━━━━━ EXTRACTED INFORMATION ━━━━━

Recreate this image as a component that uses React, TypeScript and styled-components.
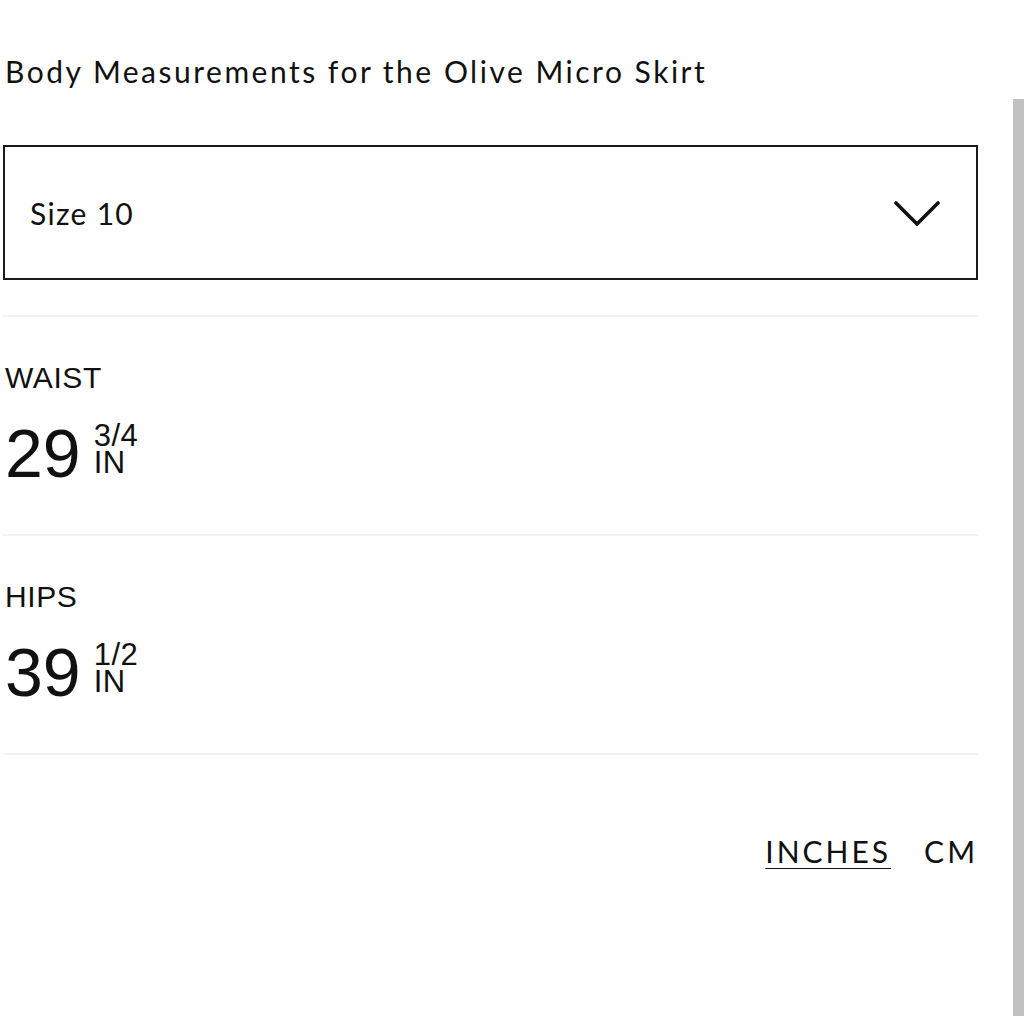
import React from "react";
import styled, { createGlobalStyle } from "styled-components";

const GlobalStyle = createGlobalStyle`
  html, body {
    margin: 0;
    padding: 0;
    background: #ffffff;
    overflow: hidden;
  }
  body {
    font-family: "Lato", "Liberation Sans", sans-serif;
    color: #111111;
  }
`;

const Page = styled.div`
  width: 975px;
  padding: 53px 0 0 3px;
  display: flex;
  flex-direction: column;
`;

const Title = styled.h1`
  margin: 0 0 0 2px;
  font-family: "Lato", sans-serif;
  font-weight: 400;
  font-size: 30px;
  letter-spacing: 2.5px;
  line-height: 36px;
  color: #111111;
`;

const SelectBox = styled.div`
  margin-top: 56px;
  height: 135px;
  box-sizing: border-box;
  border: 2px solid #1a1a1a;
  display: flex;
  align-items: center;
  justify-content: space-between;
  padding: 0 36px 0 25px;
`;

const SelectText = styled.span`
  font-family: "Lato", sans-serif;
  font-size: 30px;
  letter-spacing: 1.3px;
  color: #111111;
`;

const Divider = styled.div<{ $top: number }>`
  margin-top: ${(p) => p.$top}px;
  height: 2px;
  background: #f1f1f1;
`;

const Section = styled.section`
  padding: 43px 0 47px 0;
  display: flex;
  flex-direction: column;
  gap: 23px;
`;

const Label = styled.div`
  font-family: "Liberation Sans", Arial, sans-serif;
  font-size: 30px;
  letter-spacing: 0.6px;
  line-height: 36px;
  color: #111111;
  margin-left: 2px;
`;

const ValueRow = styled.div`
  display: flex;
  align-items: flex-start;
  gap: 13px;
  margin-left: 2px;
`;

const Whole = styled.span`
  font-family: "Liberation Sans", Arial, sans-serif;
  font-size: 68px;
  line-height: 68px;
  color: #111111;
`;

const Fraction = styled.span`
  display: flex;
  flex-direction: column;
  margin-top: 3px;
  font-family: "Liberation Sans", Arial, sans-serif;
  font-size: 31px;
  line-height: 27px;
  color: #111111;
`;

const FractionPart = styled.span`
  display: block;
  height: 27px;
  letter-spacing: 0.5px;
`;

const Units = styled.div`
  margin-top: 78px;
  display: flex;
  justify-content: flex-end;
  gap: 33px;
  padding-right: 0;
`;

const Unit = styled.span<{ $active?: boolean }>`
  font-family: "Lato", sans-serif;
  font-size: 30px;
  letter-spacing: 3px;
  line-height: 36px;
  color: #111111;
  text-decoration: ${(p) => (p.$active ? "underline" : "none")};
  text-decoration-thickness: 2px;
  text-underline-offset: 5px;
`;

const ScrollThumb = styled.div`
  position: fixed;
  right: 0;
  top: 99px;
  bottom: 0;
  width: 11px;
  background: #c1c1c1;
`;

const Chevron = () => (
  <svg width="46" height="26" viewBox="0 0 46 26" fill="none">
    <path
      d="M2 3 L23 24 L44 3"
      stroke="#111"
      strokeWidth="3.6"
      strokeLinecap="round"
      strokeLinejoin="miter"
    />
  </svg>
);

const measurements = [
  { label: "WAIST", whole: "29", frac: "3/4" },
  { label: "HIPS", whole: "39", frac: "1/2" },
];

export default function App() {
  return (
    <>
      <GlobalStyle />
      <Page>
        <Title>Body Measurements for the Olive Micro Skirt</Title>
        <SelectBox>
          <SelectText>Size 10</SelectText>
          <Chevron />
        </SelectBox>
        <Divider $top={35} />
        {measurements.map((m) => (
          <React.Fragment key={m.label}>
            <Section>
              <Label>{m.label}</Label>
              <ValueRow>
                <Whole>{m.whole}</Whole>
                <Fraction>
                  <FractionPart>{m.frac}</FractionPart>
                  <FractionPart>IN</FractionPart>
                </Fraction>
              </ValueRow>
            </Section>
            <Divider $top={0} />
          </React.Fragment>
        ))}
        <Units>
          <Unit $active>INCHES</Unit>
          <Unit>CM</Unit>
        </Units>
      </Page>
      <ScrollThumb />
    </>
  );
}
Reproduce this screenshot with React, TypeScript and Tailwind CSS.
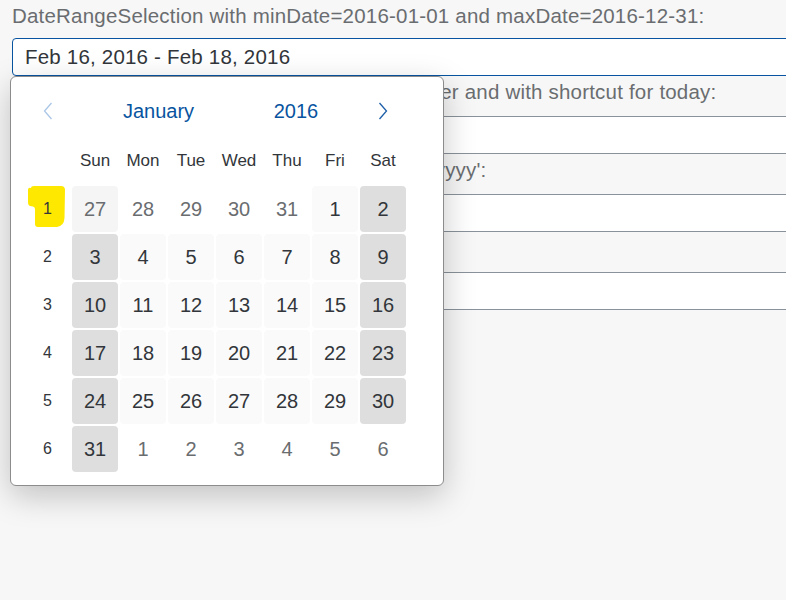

━━━━━

## EXERCISE:
In the entries above, count every line containing the word "React". Write only the total.

## FULL SOLUTION:
5